The problem correctly pointed out in the article is that often the replanting comes after the harvest, or does not effectively happen at all - at least for wood pellets.


Isn't that an inaccurate simplification? A lot of harvested wood is not from tree plantations but from old(ish) growth forests. It also takes decades to regrow trees so the carbon capture is taking place over an extremely long time compared to the near instant release from burning the wood. Add to that the emissions from harvesting the trees using heavy equipment, transporting them, and processing them into pellets. Burning wood is also pretty inefficient when it comes to energy or heat production and it releases a lot of particulate matter. Of all the renewable options it's obviously the worst.


I would imagine it taking out plenty of minerals and nutrients from the soil though, needing constant fertilizer usage which comes with its own set of problems.


The minerals remain in the ashes. Other nutrients may be an issue, but for example when producing biogas, they’re essentially in the leftover parts of the plant. Biogas is mostly methane, so carbon and hydrogen.


Oh I see, thanks!


There is promising process to burn biomass a low oxygen environments producing biochar(black carbon residue) without releasing CO2. This process is still in testing stages and is not deployed at scale with unclear scaling and costs.

https://www.american.edu/sis/centers/carbon-removal/fact-she...


Pretty sure you can turn natural gas on and off to some degree to back the solar, that's part of why everyone likes it so much.


Turning on a power plant is a slow and cumbersome process.
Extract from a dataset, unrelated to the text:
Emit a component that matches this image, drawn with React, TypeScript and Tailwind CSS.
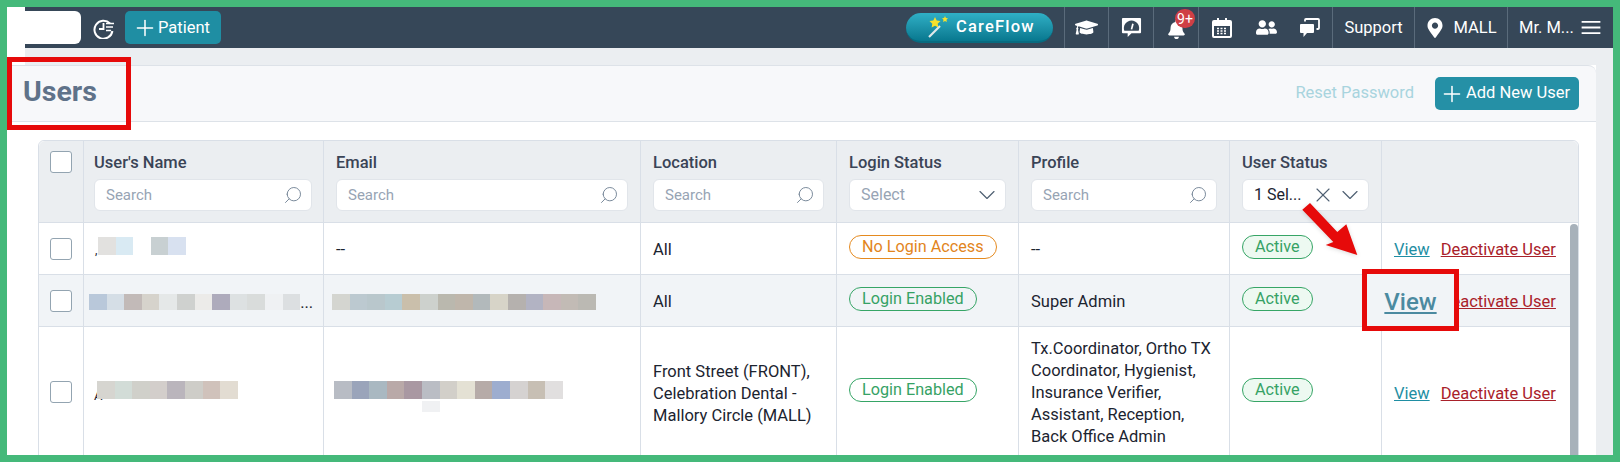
import { ChevronDown, Plus, Search, X } from "lucide-react";
import { FaBell, FaGraduationCap, FaMapMarkerAlt, FaUserFriends } from "react-icons/fa";

const Pixels = ({ colors, className }: { colors: string[]; className: string }) => (
  <div className={`relative flex ${className}`}>
    {colors.map((c, i) => (
      <div key={i} className={`h-full w-[17.6px] shrink-0 ${c}`} />
    ))}
  </div>
);

const NavCell = ({ children, className = "" }: { children: React.ReactNode; className?: string }) => (
  <div className={`flex h-full items-center justify-center border-r border-[#5a6b7b] ${className}`}>{children}</div>
);

const SearchBox = () => (
  <div className="flex h-8 items-center rounded-md border border-[#e1e5ea] bg-white pl-[11px] pr-[8px]">
    <input
      placeholder="Search"
      className="w-full min-w-0 bg-transparent text-[15px] outline-none placeholder:text-[#97a4b4]"
    />
    <Search size={20} strokeWidth={1.2} className="shrink-0 -scale-x-100 text-[#7b8b9c]" />
  </div>
);

const HeadCell = ({ label, children, className = "px-3" }: { label: string; children: React.ReactNode; className?: string }) => (
  <div className={`border-r border-[#d9dfe7] pt-[11px] ${className}`}>
    <div className="mb-[5px] text-[16.5px] font-medium leading-[22px] text-[#3a4456]">{label}</div>
    {children}
  </div>
);

const Check = () => (
  <div className="h-[22px] w-[22px] shrink-0 rounded-[3px] border border-[#93a4b1] bg-white" />
);

const Cell = ({ children, className = "" }: { children?: React.ReactNode; className?: string }) => (
  <div className={`flex items-center border-r border-[#d9dfe7] px-3 text-[16.5px] leading-[22px] text-[#1c2430] ${className}`}>
    {children}
  </div>
);

const Badge = ({ text, tone }: { text: string; tone: "orange" | "green" | "active" }) => {
  const tones = {
    orange: "border-[#e58a1f] text-[#e2851c]",
    green: "border-[#36a566] text-[#36a265]",
    active: "border-[#36a566] bg-[#edf9f1] text-[#36a265]",
  };
  return (
    <span className={`mb-1 inline-flex h-6 items-center whitespace-nowrap rounded-full border px-3 text-[16.2px] ${tones[tone]}`}>{text}</span>
  );
};

const Actions = ({ className = "pt-[2px]" }: { className?: string }) => (
  <div className={`flex items-center gap-[11px] pl-3 text-[16.5px] leading-[22px] ${className}`}>
    <a className="text-[#1f8ea3] underline">View</a>
    <a className="whitespace-nowrap text-[#a9212a] underline">Deactivate User</a>
  </div>
);

const COLS = "grid grid-cols-[45px_240px_317px_196px_182px_211px_152px_196px]";

export default function App() {
  return (
    <div className="relative h-[462px] w-[1620px] overflow-hidden border-[7px] border-[#45b97a] bg-white font-['Roboto',sans-serif]">
      {/* top bar */}
      <div className="ml-[18px] flex h-[41px] items-center bg-[#364758] text-[16.5px] text-white">
        <div className="h-[33px] w-[56px] rounded-r-md bg-white" />
        <svg viewBox="0 0 22 22" className="ml-3 h-[22px] w-[22px]" fill="none">
          <path d="M17 6.500A9 9 0 1 0 19.400 14" stroke="#fff" strokeWidth="2" />
          <path d="M10.500 6v6H6" stroke="#fff" strokeWidth="1.800" />
          <path d="M13 6.500h8M13 10h7M13 13.500h5" stroke="#fff" strokeWidth="1.700" />
        </svg>
        <button className="ml-[10px] flex h-[33px] w-[96px] items-center rounded-[5px] bg-[#1f8ea3] pl-[7px]">
          <Plus size={26} strokeWidth={1.4} />
          <span className="pt-px">Patient</span>
        </button>
        <div className="ml-auto flex h-full items-center">
          <button className="mr-[11px] flex h-[30px] w-[147px] items-center rounded-full border-b-2 border-[#076b80] bg-gradient-to-b from-[#2fb0c6] to-[#07788f] pl-5 font-medium tracking-[1.2px]">
            <svg viewBox="0 0 24 24" className="mr-[6px] h-6 w-6">
              <path d="M3 22 14 11" stroke="#dfe9ea" strokeWidth="2.200" />
              <path d="m9 2 1.700 3.500 3.800.5-2.800 2.700.7 3.800L9 10.700l-3.400 1.800.7-3.800L3.500 6l3.800-.5z" fill="#f7e12b" />
              <path d="m19 1 .9 2 2.100.3-1.500 1.500.3 2.200-1.800-1-1.900 1 .4-2.200-1.500-1.500 2.100-.3z" fill="#f7e12b" />
            </svg>
            <span className="pt-[2px]">CareFlow</span>
          </button>
          <NavCell className="w-[45px] border-l">
            <FaGraduationCap size={23} />
          </NavCell>
          <NavCell className="w-[45px]">
            <svg viewBox="0 0 22 22" className="h-[21px] w-[21px]">
              <path fillRule="evenodd" fill="#fff" d="M2 1h18a1 1 0 0 1 1 1v14a1 1 0 0 1-1 1h-9l-4 4v-4H2a1 1 0 0 1-1-1V2a1 1 0 0 1 1-1Zm1.500 13.500h15a8 8 0 1 0-15 0Z" />
              <path d="m11 13 1.500-6" stroke="#fff" strokeWidth="1.800" />
            </svg>
          </NavCell>
          <NavCell className="relative w-[45px]">
            <FaBell size={19} className="mt-[3px]" />
            <span className="absolute left-[21px] top-[2px] flex h-[19px] w-[20px] items-center justify-center rounded-full bg-[#cf3f45] text-[14px] leading-none">
              9+
            </span>
          </NavCell>
          <div className="flex h-full w-[45px] items-center justify-center">
            <svg viewBox="0 0 20 20" className="h-[20px] w-[20px]">
              <path fillRule="evenodd" fill="#fff" d="M2 2h3V0h2v2h6V0h2v2h3a2 2 0 0 1 2 2v14a2 2 0 0 1-2 2H2a2 2 0 0 1-2-2V4a2 2 0 0 1 2-2Zm0 6v10h16V8Z" />
              <path d="M5 10.500h10M5 13h10M5 15.500h10" stroke="#fff" strokeWidth="1.600" strokeDasharray="2 1.500" />
            </svg>
          </div>
          <div className="flex h-full w-[44px] items-center justify-center">
            <FaUserFriends size={21} />
          </div>
          <NavCell className="w-[45px]">
            <svg viewBox="0 0 20 20" className="h-[20px] w-[20px]">
              <path fill="#fff" d="M1 6h12a1 1 0 0 1 1 1v7a1 1 0 0 1-1 1H7l-3.500 4v-4H1a1 1 0 0 1-1-1V7a1 1 0 0 1 1-1Z" />
              <path fill="none" stroke="#fff" strokeWidth="1.800" d="M5 3.500V2a1 1 0 0 1 1-1h12a1 1 0 0 1 1 1v8a1 1 0 0 1-1 1h-1.500" />
            </svg>
          </NavCell>
          <NavCell className="w-[82px] pt-px">Support</NavCell>
          <NavCell className="w-[93px] gap-2">
            <FaMapMarkerAlt size={20} />
            <span className="pt-px">MALL</span>
          </NavCell>
          <div className="flex h-full w-[105px] items-center pl-[11px]">
            <span className="pt-px">Mr. M...</span>
            <svg viewBox="0 0 20 16" className="ml-[7px] h-[15px] w-[20px]">
              <path d="M0 2h20M0 8h20M0 14h20" stroke="#fff" strokeWidth="2" />
            </svg>
          </div>
        </div>
      </div>

      <div className="ml-[18px] h-[17px] bg-[#ebeef1]" />

      <div className="flex">
        {/* card */}
        <div className="h-[400px] flex-1 bg-white">
          <div className="flex h-[57px] items-center justify-between rounded-tr-lg border-y border-[#dde2e8] bg-[#f7f8fa] pl-4 pr-[17px]">
            <h1 className="-mt-[2px] text-[28.500px] font-bold text-[#5f7289]">Users</h1>
            <div className="flex items-center gap-[21px] text-[16.5px]">
              <span className="text-[#a8d4de]">Reset Password</span>
              <button className="flex h-[33px] w-[144px] items-center rounded-[5px] bg-[#2590a6] pl-[4px] text-white">
                <Plus size={26} strokeWidth={1.4} />
                <span className="ml-px">Add New User</span>
              </button>
            </div>
          </div>

          <div className="relative ml-[31px] mt-[18px] w-[1541px] rounded-t-md border border-[#d9dfe7]">
            <div className={`${COLS} h-[82px] rounded-t-md border-b border-[#d9dfe7] bg-[#ebeef1]`}>
              <div className="border-r border-[#d9dfe7] pl-[11px] pt-[10px]">
                <Check />
              </div>
              <HeadCell label="User's Name" className="pl-[10px] pr-[11px]">
                <SearchBox />
              </HeadCell>
              <HeadCell label="Email">
                <SearchBox />
              </HeadCell>
              <HeadCell label="Location">
                <SearchBox />
              </HeadCell>
              <HeadCell label="Login Status">
                <div className="flex h-8 items-center justify-between rounded-md border border-[#e1e5ea] bg-white pl-[11px] pr-[4px] text-[16px] text-[#97a4b4]">
                  Select
                  <ChevronDown size={28} strokeWidth={1} className="text-[#4f6072]" />
                </div>
              </HeadCell>
              <HeadCell label="Profile">
                <SearchBox />
              </HeadCell>
              <HeadCell label="User Status">
                <div className="flex h-8 items-center rounded-md border border-[#e1e5ea] bg-white pl-[11px] pr-[4px] text-[16px] text-[#1c2430]">
                  1 Sel...
                  <X size={24} strokeWidth={1.1} className="ml-auto text-[#4f6072]" />
                  <ChevronDown size={28} strokeWidth={1} className="ml-px text-[#4f6072]" />
                </div>
              </HeadCell>
              <div />
            </div>

            <div className={`${COLS} h-[52px] border-b border-[#d9dfe7]`}>
              <Cell className="!pl-[11px]">
                <Check />
              </Cell>
              <Cell className="relative !pl-[14px]">
                <span className="absolute left-[11px] top-[16px] text-[12px]">,</span>
                <Pixels
                  className="mb-[5px] h-[18px]"
                  colors={["bg-[#e2e1df]", "bg-[#d9eaf3]", "bg-white", "bg-[#c8d0d2]", "bg-[#d8e1f0]"]}
                />
              </Cell>
              <Cell className="pt-[2px]">--</Cell>
              <Cell className="pt-[2px]">All</Cell>
              <Cell>
                <Badge text="No Login Access" tone="orange" />
              </Cell>
              <Cell className="pt-[2px]">--</Cell>
              <Cell>
                <Badge text="Active" tone="active" />
              </Cell>
              <Actions />
            </div>

            <div className={`${COLS} h-[52px] border-b border-[#d9dfe7] bg-[#f1f4f7]`}>
              <Cell className="!pl-[11px]">
                <Check />
              </Cell>
              <Cell className="!pl-[5px]">
                <Pixels
                  className="mt-[3px] h-4"
                  colors={[
                    "bg-[#b9c8da]", "bg-[#d5dee6]", "bg-[#c2bab8]", "bg-[#d6d3cc]", "bg-[#e5e8e8]", "bg-[#cfd1cf]",
                    "bg-[#ecebe9]", "bg-[#aeabbc]", "bg-[#dde1e2]", "bg-[#d9dcdb]", "bg-[#eff1f3]", "bg-[#dcdfe1]",
                  ]}
                />
                <span className="mt-1 text-[#1c2430]">...</span>
              </Cell>
              <Cell className="!pl-2">
                <Pixels
                  className="mt-[3px] h-4"
                  colors={[
                    "bg-[#d4d5d0]", "bg-[#bcc9d0]", "bg-[#b9c7cc]", "bg-[#b7ccd2]", "bg-[#cabfab]",
                    "bg-[#cdd1cd]", "bg-[#bab8ae]", "bg-[#bfb6ab]", "bg-[#b2b9bb]", "bg-[#d7d4c8]",
                    "bg-[#b5b1ae]", "bg-[#b2b3c3]", "bg-[#c7b7b8]", "bg-[#c2bbb5]", "bg-[#bbb9b3]",
                  ]}
                />
              </Cell>
              <Cell className="pt-[2px]">All</Cell>
              <Cell>
                <Badge text="Login Enabled" tone="green" />
              </Cell>
              <Cell className="pt-[2px]">Super Admin</Cell>
              <Cell>
                <Badge text="Active" tone="active" />
              </Cell>
              <Actions />
            </div>

            <div className={`${COLS} h-[130px]`}>
              <Cell className="!pl-[11px]">
                <Check />
              </Cell>
              <Cell className="relative !pl-[13px]">
                <span className="absolute left-[10px] top-[58px] text-[13px]">A</span>
                <Pixels
                  className="mb-[5px] h-[18px]"
                  colors={[
                    "bg-[#d6d5d0]", "bg-[#d2dcd7]", "bg-[#d0d0ca]", "bg-[#d3cecb]",
                    "bg-[#bab5bc]", "bg-[#cecdc8]", "bg-[#d0c2bb]", "bg-[#e2dcd2]",
                  ]}
                />
              </Cell>
              <Cell className="relative !pl-[10px]">
                <Pixels
                  className="mb-[5px] h-[18px]"
                  colors={[
                    "bg-[#b8bcc4]", "bg-[#9aa4ba]", "bg-[#a9b8c1]", "bg-[#b9a9a8]", "bg-[#a998a2]", "bg-[#babdc4]", "bg-[#d2cfc9]",
                    "bg-[#e4e1d4]", "bg-[#b6aba8]", "bg-[#9dadcf]", "bg-[#d5d2d1]", "bg-[#c7bfb4]", "bg-[#e1dfdf]",
                  ]}
                />
                <div className="absolute left-[98px] top-[74px] h-[11px] w-[18px] bg-[#f0f1f3]" />
              </Cell>
              <Cell className="pt-1">
                <span className="whitespace-nowrap">
                  Front Street (FRONT),
                  <br />
                  Celebration Dental -
                  <br />
                  Mallory Circle (MALL)
                </span>
              </Cell>
              <Cell>
                <Badge text="Login Enabled" tone="green" />
              </Cell>
              <Cell className="pt-[2px]">
                <span className="whitespace-nowrap">
                  Tx.Coordinator, Ortho TX
                  <br />
                  Coordinator, Hygienist,
                  <br />
                  Insurance Verifier,
                  <br />
                  Assistant, Reception,
                  <br />
                  Back Office Admin
                </span>
              </Cell>
              <Cell>
                <Badge text="Active" tone="active" />
              </Cell>
              <Actions className="pt-[3px]" />
            </div>

            {/* scrollbar */}
            <div className="absolute bottom-0 right-0 top-[83px] w-2 rounded-t bg-[#a7b1ba]" />
          </div>
        </div>
        <div className="h-[400px] w-[17px] bg-[#ebeef1]" />
      </div>

      {/* annotations */}
      <div className="absolute left-0 top-[50px] h-[73px] w-[124px] border-[5px] border-[#e60a0a]" />
      <div className="absolute left-[1355px] top-[262px] flex h-[62px] w-[97px] items-center justify-center border-[5px] border-[#e60a0a] bg-[#f1f4f7]">
        <span className="mt-1 text-[24px] font-medium text-[#4b8aa0] underline">View</span>
      </div>
      <svg viewBox="0 0 60 60" className="absolute left-[1293px] top-[193px] h-[60px] w-[60px] drop-shadow-sm">
        <path d="M2.300 9.700 10 3l27.300 29 9-7.700 11 30.700-31.600-10L33.300 42 2.300 9.700Z" fill="#e60a0a" />
      </svg>
    </div>
  );
}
If you need them to handle loads in excess of renewable capacity, or to handle sudden lows, you unfortunately need to keep them running...


What about this? https://www.ge.com/power/transform/article.transform.article...

Seems like some types can start in five minutes.


Uh, winter is windier than summer, caused by the stronger temperature gradients.

In the last 12 months in Denmark, wind produced over 3 times more power in January and February (the coldest month of the year) than it did in August. This is completely opposite of solar which peaks in July. In that sense they complement each other quite well.

Reference: https://ens.dk/service/statistik-data-noegletal-og-kort/maan...


What an antiquated argument. If you can't understand Geoffrey Moore's crossing the chasm and what those trends look like in market segments, I can't help you

https://en.m.wikipedia.org/wiki/Energy_in_California#/media/...

I don't need a degree from HBS to see where this is going


There's plenty of wind across the world in winter.


Why wouldn't there be sun in the winter in most places?


In the northern hemisphere the winter solstice is five days from today.

Where I am, in Seattle, the sun will be above the horizon for only about 8.5 hours. It will also likely be cloudy.

Contrast this with the summer solstice, where we get about 16 hours with the sun above the horizon.


Less sun, more wind, vs no wind and no sun.


I don't know what GP meant about "most places", but I guess generally places that have a winter (away from the tropics, that is) are cloudier in the winter, as well as by definition having lower solar irradiation. Most of Europe is in the unenviable position of having higher power requirements precisely when solar potential is at the lowest[0].

[0]: https://www.researchgate.net/figure/Typical-winter-and-summe...


The power requirements are fixable by better insulated housing (see eg passive houses).

Practically free natural gas has kept people from investing in energy efficient housing, just like in warmer places where people use AC wastefully in poorly insulated buildings.


Ironically during a nuclear winter event which may or may not be a fraudulent science meme concocted during the cold war. And yet we have had points in fairly recent human history where we had years long stretches of problems caused by volcanic activity. All we need then is some way to turn nuclear fuel directly to enriched calories.